The song was positively received from critics and fans, with many deeming it as one of the best tracks from Hardwired... to Self-Destruct as well as one of the best in the band's discography; some considered it to be the best Metallica song released in the 21st century. It charted on the Billboard Mainstream Rock chart, the Hot Rock & Alternative Songs chart, and the UK Rock & Metal chart. A music video directed by Phil Mucci was also released.

==Background and release==
Several years after releasing their previous studio album, Death Magnetic (2008), Metallica's drummer Lars Ulrich confirmed in 2014 that the band was writing material for their next album, having been working on it "off and on" for about a year by that point. The album was recorded at Metallica's HQ in San Rafael, California between June 2015 and February 2016. In February, James Hetfield stated that the album was nearing completion, and Ulrich said that it would likely release later that year, which he restated in April.

One of the songs on the album, "Spit Out the Bone", was co-written by Hetfield and Ulrich. It was the first song recorded for the album, although Robert Trujillo was unsatisfied with his bass part and rerecorded it at the end of the sessions. The song's concept was inspired by "Passenger on the Menu" by British punk rock band GBH, a song predominantly about cannibalism. As "Spit Out the Bone" developed, Hetfield began to "explore another form of human risk", primarily the usage of computers in civilization. He was further inspired by the Terminator media franchise. As the lyrics continued to develop, Ulrich decided to let Hetfield write the song himself, stating that he "really went into his own world and dealt with all of that" when writing. The original version of the song was about nine to ten minutes long before it was trimmed in length.

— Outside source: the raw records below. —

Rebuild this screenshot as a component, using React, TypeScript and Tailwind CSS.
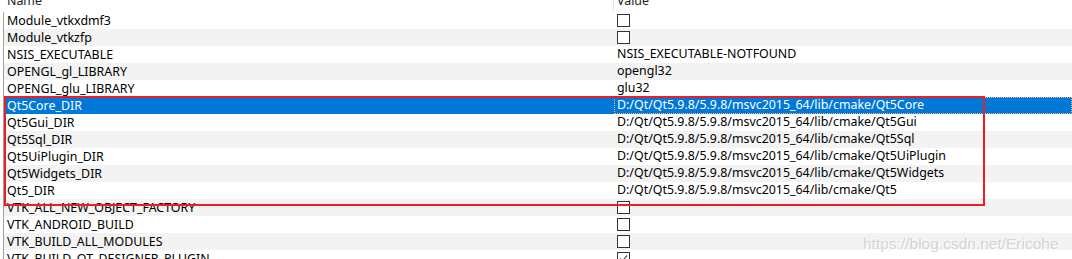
const rows: { name: string; value: string; check?: "off" | "on" }[] = [
  { name: "Module_vtkxdmf3", value: "", check: "off" },
  { name: "Module_vtkzfp", value: "", check: "off" },
  { name: "NSIS_EXECUTABLE", value: "NSIS_EXECUTABLE-NOTFOUND" },
  { name: "OPENGL_gl_LIBRARY", value: "opengl32" },
  { name: "OPENGL_glu_LIBRARY", value: "glu32" },
  { name: "Qt5Core_DIR", value: "D:/Qt/Qt5.9.8/5.9.8/msvc2015_64/lib/cmake/Qt5Core" },
  { name: "Qt5Gui_DIR", value: "D:/Qt/Qt5.9.8/5.9.8/msvc2015_64/lib/cmake/Qt5Gui" },
  { name: "Qt5Sql_DIR", value: "D:/Qt/Qt5.9.8/5.9.8/msvc2015_64/lib/cmake/Qt5Sql" },
  { name: "Qt5UiPlugin_DIR", value: "D:/Qt/Qt5.9.8/5.9.8/msvc2015_64/lib/cmake/Qt5UiPlugin" },
  { name: "Qt5Widgets_DIR", value: "D:/Qt/Qt5.9.8/5.9.8/msvc2015_64/lib/cmake/Qt5Widgets" },
  { name: "Qt5_DIR", value: "D:/Qt/Qt5.9.8/5.9.8/msvc2015_64/lib/cmake/Qt5" },
  { name: "VTK_ALL_NEW_OBJECT_FACTORY", value: "", check: "off" },
  { name: "VTK_ANDROID_BUILD", value: "", check: "off" },
  { name: "VTK_BUILD_ALL_MODULES", value: "", check: "off" },
  { name: "VTK_BUILD_QT_DESIGNER_PLUGIN", value: "", check: "on" },
];

function CheckBox({ on }: { on?: boolean }) {
  return (
    <div className="w-[13px] h-[13px] border border-[#333333] bg-white flex items-center justify-center">
      {on && (
        <svg width="9" height="9" viewBox="0 0 9 9">
          <path d="M1 4.5 L3.5 7 L8 1.5" fill="none" stroke="#555" strokeWidth="1.2" />
        </svg>
      )}
    </div>
  );
}

export default function App() {
  return (
    <div
      className="relative w-[1072px] h-[259px] overflow-hidden bg-white text-[12.4px] text-black"
      style={{ fontFamily: '"Noto Sans", "Open Sans", sans-serif' }}
    >
      {/* header */}
      <div className="flex h-[11px] overflow-hidden">
        <div className="w-[613px] pl-[7px] -mt-[8px] leading-[17px] text-[#222]">Name</div>
        <div className="border-l border-[#e5e5e5] pl-[3px] -mt-[8px] leading-[17px] text-[#222]">Value</div>
      </div>
      <div className="h-px" />
      <div className="border-l border-[#a0a0a0] ml-[3px]">
        {rows.map((r, i) => {
          const sel = r.name === "Qt5Core_DIR";
          const bg = sel ? "bg-[#0078d7] text-white" : i % 2 === 1 ? "bg-[#f3f3f3]" : "bg-white";
          return (
            <div key={r.name} className={`flex h-[17px] items-center ${bg}`}>
              <div className="w-[610px] pl-[3px] whitespace-nowrap leading-[17px]">{r.name}</div>
              <div
                className={`flex-1 h-full flex items-center pl-[3px] whitespace-nowrap ${
                  sel ? "outline outline-1 outline-dotted outline-[#ffb080] -outline-offset-1" : ""
                }`}
              >
                {r.check ? <CheckBox on={r.check === "on"} /> : r.value}
              </div>
            </div>
          );
        })}
      </div>

      {/* red annotation box */}
      <div className="absolute left-[4px] top-[96px] w-[981px] h-[110px] border-2 border-[#ee1c25] pointer-events-none" />

      {/* watermark */}
      <div
        className="absolute left-[863px] top-[232px] text-[15.5px] text-[#d4d4d4] whitespace-nowrap"
        style={{ fontFamily: '"Liberation Sans", Arial, sans-serif', textShadow: "1px 1px 0 #ffffff" }}
      >
        https://blog.csdn.net/Ericohe
      </div>
    </div>
  );
}
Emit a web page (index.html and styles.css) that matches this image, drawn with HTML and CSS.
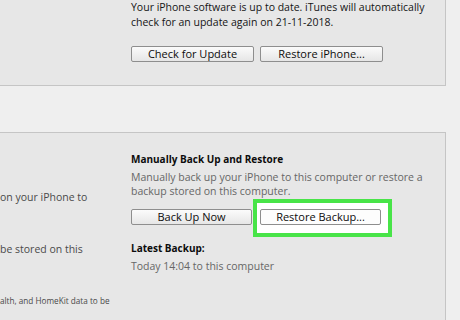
FILE: index.html
```html
<!DOCTYPE html>
<html lang="en">
<head>
    <meta charset="UTF-8">
    <title>iPhone Summary</title>
    <link rel="stylesheet" href="styles.css">
</head>
<body>
<div class="panel panel-software">
    <p class="info">Your iPhone software is up to date. iTunes will automatically<br>check for an update again on 21-11-2018.</p>
    <div class="buttons">
        <div class="btn">Check for Update</div>
        <div class="btn">Restore iPhone...</div>
    </div>
</div>
<div class="panel panel-backup">
    <div class="col-left">
        <p class="cut">on your iPhone to</p>
        <p class="cut cut-b">be stored on this</p>
        <p class="cut cut-small">alth, and HomeKit data to be</p>
    </div>
    <div class="col-right">
        <h3 class="title">Manually Back Up and Restore</h3>
        <p class="desc">Manually back up your iPhone to this computer or restore a<br>backup stored on this computer.</p>
        <div class="buttons buttons-backup">
            <div class="btn">Back Up Now</div>
            <div class="highlight">
                <div class="btn btn-light">Restore Backup...</div>
            </div>
        </div>
        <h3 class="title title-latest">Latest Backup:</h3>
        <p class="desc">Today 14:04 to this computer</p>
    </div>
</div>
</body>
</html>
```

FILE: styles.css
```css
body {
    margin: 0;
    background-color: #efefef;
    font-family: "Open Sans", "Liberation Sans", sans-serif;
    font-size: 10.5px;
    color: #151515;
    overflow: hidden;
    height: 320px;
}
p, h3 {
    margin: 0;
}
.panel {
    width: 446px;
    box-sizing: border-box;
    background-color: #e7e7e7;
    border-right: 1px solid #c5c5c5;
}
.panel-software {
    height: 86px;
    padding-left: 131px;
    border-bottom: 1px solid #c5c5c5;
}
.info {
    line-height: 15px;
}
.buttons {
    display: flex;
    gap: 6px;
    margin-top: 16px;
}
.btn {
    width: 123px;
    height: 16px;
    box-sizing: border-box;
    line-height: 14px;
    text-align: center;
    font-size: 11px;
    border: 1px solid #8e8e8e;
    border-radius: 2px;
    background: linear-gradient(#fbfbfb, #e6e6e6);
    color: #0c0c0c;
}
.panel-backup {
    margin-top: 46px;
    height: 200px;
    border-top: 1px solid #c5c5c5;
    display: grid;
    grid-template-columns: 131px 1fr;
}
.col-left {
    padding-top: 57px;
    color: #4a4a4a;
}
.cut {
    line-height: 15px;
    white-space: nowrap;
}
.cut-b {
    margin-top: 37px;
}
.cut-small {
    margin-top: 38px;
    font-size: 8.2px;
    line-height: 12px;
}
.col-right {
    padding-top: 19px;
}
.title {
    font-size: 10px;
    font-weight: bold;
    line-height: 15px;
    color: #0c0c0c;
}
.desc {
    margin-top: 3px;
    line-height: 14px;
    color: #666;
}
.buttons-backup {
    margin-top: 11px;
    gap: 8px;
}
.buttons-backup .btn {
    width: 121px;
}
.highlight {
    margin: -10px -11px -12px -7px;
    padding: 6px 7px 8px 3px;
    border: 4px solid #48e448;
    background-color: #fff;
}
.btn-light {
    background: #fdfdfd;
}
.title-latest {
    margin-top: 16px;
}
```
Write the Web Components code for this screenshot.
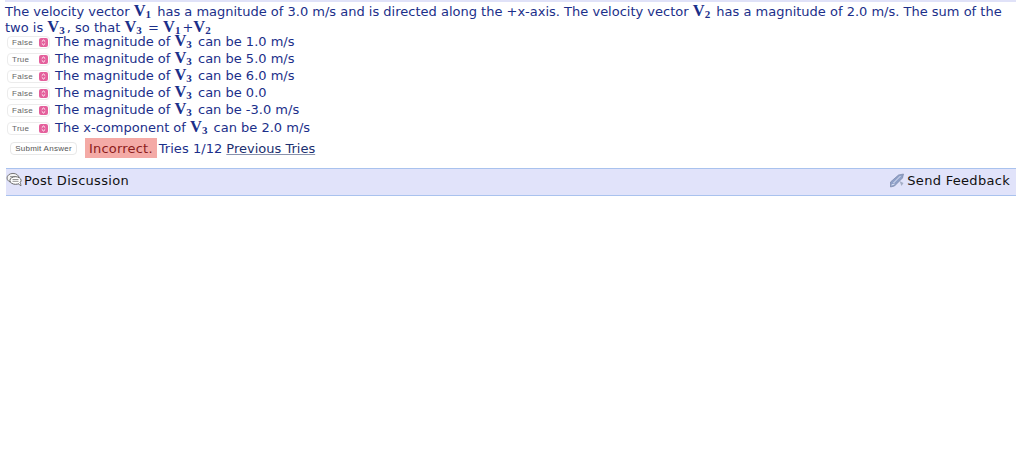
<!DOCTYPE html>
<html>
<head>
<meta charset="utf-8">
<title>Problem</title>
<style>
    html, body { margin: 0; background: #fff; }
    body { padding: 0 8px 0 5px; font-family: "DejaVu Sans", sans-serif; font-size: 13px; color: #1b2f8a; }
</style>
</head>
<body>
<top-rule></top-rule>
<problem-text>The velocity vector <vec-name n="1"></vec-name> has a magnitude of 3.0 m/s and is directed along the +x-axis. The velocity vector <vec-name n="2"></vec-name> has a magnitude of 2.0 m/s. The sum of the two is <vec-name n="3"></vec-name>, so that <vec-name n="3"></vec-name> = <vec-name n="1"></vec-name>+<vec-name n="2"></vec-name></problem-text>
<tf-row value="False">The magnitude of <vec-name n="3"></vec-name> can be 1.0 m/s</tf-row>
<tf-row value="True">The magnitude of <vec-name n="3"></vec-name> can be 5.0 m/s</tf-row>
<tf-row value="False">The magnitude of <vec-name n="3"></vec-name> can be 6.0 m/s</tf-row>
<tf-row value="False">The magnitude of <vec-name n="3"></vec-name> can be 0.0</tf-row>
<tf-row value="False">The magnitude of <vec-name n="3"></vec-name> can be -3.0 m/s</tf-row>
<tf-row value="True">The x-component of <vec-name n="3"></vec-name> can be 2.0 m/s</tf-row>
<answer-status tries="Tries 1/12" link="Previous Tries"></answer-status>
<action-bar></action-bar>

<script>
class TopRule extends HTMLElement {
    constructor() {
        super();
        this.attachShadow({mode: 'open'});
        this.shadowRoot.innerHTML = `<style>
            :host { display: block; height: 2px; background: #e0e2f8; }
        </style>`;
    }
}

class VecName extends HTMLElement {
    constructor() {
        super();
        this.attachShadow({mode: 'open'});
    }
    connectedCallback() {
        this.shadowRoot.innerHTML = `<style>
            :host { display: inline; font-family: "Liberation Serif", serif; font-weight: bold; font-size: 16.5px; margin: 0 2px 0 0; color: #1b2f8a; }
            sub { font-size: 11px; line-height: 0; vertical-align: -2px; }
        </style>V<sub>${this.getAttribute('n')}</sub>`;
    }
}

class ProblemText extends HTMLElement {
    constructor() {
        super();
        this.attachShadow({mode: 'open'});
        this.shadowRoot.innerHTML = `<style>
            :host { display: block; line-height: 15px; padding-top: 1px; height: 30px; box-sizing: border-box; }
        </style><slot></slot>`;
    }
}

class TfRow extends HTMLElement {
    constructor() {
        super();
        this.attachShadow({mode: 'open'});
    }
    connectedCallback() {
        this.shadowRoot.innerHTML = `<style>
            :host { display: flex; align-items: center; height: 17.2px; gap: 5px; padding-left: 2px; white-space: nowrap; }
            .select {
                display: flex; align-items: center; justify-content: space-between;
                box-sizing: border-box; width: 43px; height: 13px; margin-top: 3px; padding: 0 1px 0 4px;
                background: #fff; border: 1px solid #ececec; border-radius: 4px;
                font: 8px "Liberation Sans", sans-serif; letter-spacing: 0.3px; color: #666;
            }
            .arrows { width: 9px; height: 9px; border-radius: 2px; background: #e4609c; display: block; }
        </style>
        <span class="select"><span>${this.getAttribute('value')}</span>
            <svg class="arrows" viewBox="0 0 9 9"><path d="M2.8 3.6 4.5 2l1.7 1.6M2.8 5.4 4.5 7l1.7-1.6" fill="none" stroke="#fff" stroke-width="1"/></svg>
        </span>
        <span><slot></slot></span>`;
    }
}

class AnswerStatus extends HTMLElement {
    constructor() {
        super();
        this.attachShadow({mode: 'open'});
    }
    connectedCallback() {
        this.shadowRoot.innerHTML = `<style>
            :host { display: flex; align-items: center; height: 20px; margin-top: 3px; padding-left: 5px; white-space: nowrap; }
            button {
                all: unset; box-sizing: border-box; width: 67px; height: 13px; text-align: center;
                background: #fff; border: 1px solid #e8e8e8; border-radius: 4px;
                font: 8px/11px "Liberation Sans", sans-serif; letter-spacing: 0.25px; color: #555;
            }
            .bad { margin-left: 8px; padding: 0 4px; height: 20px; line-height: 21px; background: #f4aaa6; color: #8c1c1c; letter-spacing: 0.2px; }
            .tries { margin-left: 2px; letter-spacing: 0.05px; line-height: 21px; }
            a { margin-left: 4px; color: #1b2f6f; line-height: 21px; text-decoration: underline; text-decoration-color: #8a93ad; text-underline-offset: 1px; }
        </style>
        <button>Submit Answer</button>
        <span class="bad">Incorrect.</span>
        <span class="tries">${this.getAttribute('tries')}</span>
        <a href="#">${this.getAttribute('link')}</a>`;
    }
}

class ActionBar extends HTMLElement {
    constructor() {
        super();
        this.attachShadow({mode: 'open'});
        this.shadowRoot.innerHTML = `<style>
            :host {
                display: flex; justify-content: space-between; align-items: center;
                box-sizing: border-box; height: 28px; margin: 10px 0 0 1px; padding: 0 6px 4px 0;
                background: #e1e3fa; border-top: 1px solid #a9c2ee; border-bottom: 1px solid #a9c2ee;
                color: #111; letter-spacing: 0.3px; white-space: nowrap;
            }
            span { display: flex; align-items: center; gap: 1px; }
            svg { width: 17px; height: 16px; display: block; }
        </style>
        <span>
            <svg viewBox="0 0 17 16">
                <ellipse cx="7" cy="6" rx="6" ry="4.6" fill="#f4f4f4" stroke="#777"/>
                <path d="M4 4.5h6M4 6.3h6M4 8h5" stroke="#888" stroke-width=".8"/>
                <ellipse cx="9.5" cy="8.5" rx="5.6" ry="3.8" fill="#fff" stroke="#666"/>
                <path d="M6.5 7.5h6M6.5 9.3h6" stroke="#777" stroke-width=".8"/>
                <path d="M12 11.5l3 2.4-.6-3.4" fill="#fff" stroke="#666" stroke-width=".8"/>
            </svg>
            Post Discussion
        </span>
        <span>
            <svg viewBox="0 0 17 16" style="width:18px">
                <path d="M2 10 10 3l5-1-1 4-8 8-4 1z" fill="#8fa0c8" stroke="#7a86a8" stroke-width=".7"/>
                <path d="M5 11l7-7M3 13l3-1" stroke="#dfe5f5" stroke-width="1"/>
                <path d="M11 9l4 2-2 3z" fill="#a5aec6"/>
            </svg>
            Send Feedback
        </span>`;
    }
}

customElements.define('top-rule', TopRule);
customElements.define('vec-name', VecName);
customElements.define('problem-text', ProblemText);
customElements.define('tf-row', TfRow);
customElements.define('answer-status', AnswerStatus);
customElements.define('action-bar', ActionBar);
</script>
</body>
</html>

The album, Hardwired... to Self-Destruct, was formally announced on August 18, and released on November 18. "Spit Out the Bone" is the album's final track. The album was produced by Greg Fidelman alongside Hetfield and Ulrich and published through the band's own record label, Blackened Recordings. Upon release of the album, "Spit Out the Bone" became a fan-favorite track, leading it to become highly requested for Metallica's WorldWired Tour. The band played the song live for the first time on October 24, 2017, at the O2 Arena in London. It was later released as the album's final single on November 14. In the United States, the song reached number 4 on the Billboard Mainstream Rock, and number 32 on Hot Rock & Alternative Songs. In the United Kingdom, the song reached number 27 on the UK Rock & Metal chart.

== Composition and lyrics ==
"Spit Out the Bone" is a thrash metal song that is about seven minutes long. It begins with an extensive introduction that uses the same chords as the album's opening track, "Hardwired". The rest of the song features a guitar breakdown at around the three minute mark, a bass solo, and several guitar solos played by Kirk Hammett, including a closing one at the end of the song; Sam Law of Kerrang! described the song as a "blitzkrieg of machine gun percussion and razorblade guitars". Several journalists compared the song's composition and style to be similar to Metallica's debut album, Kill 'Em All (1983).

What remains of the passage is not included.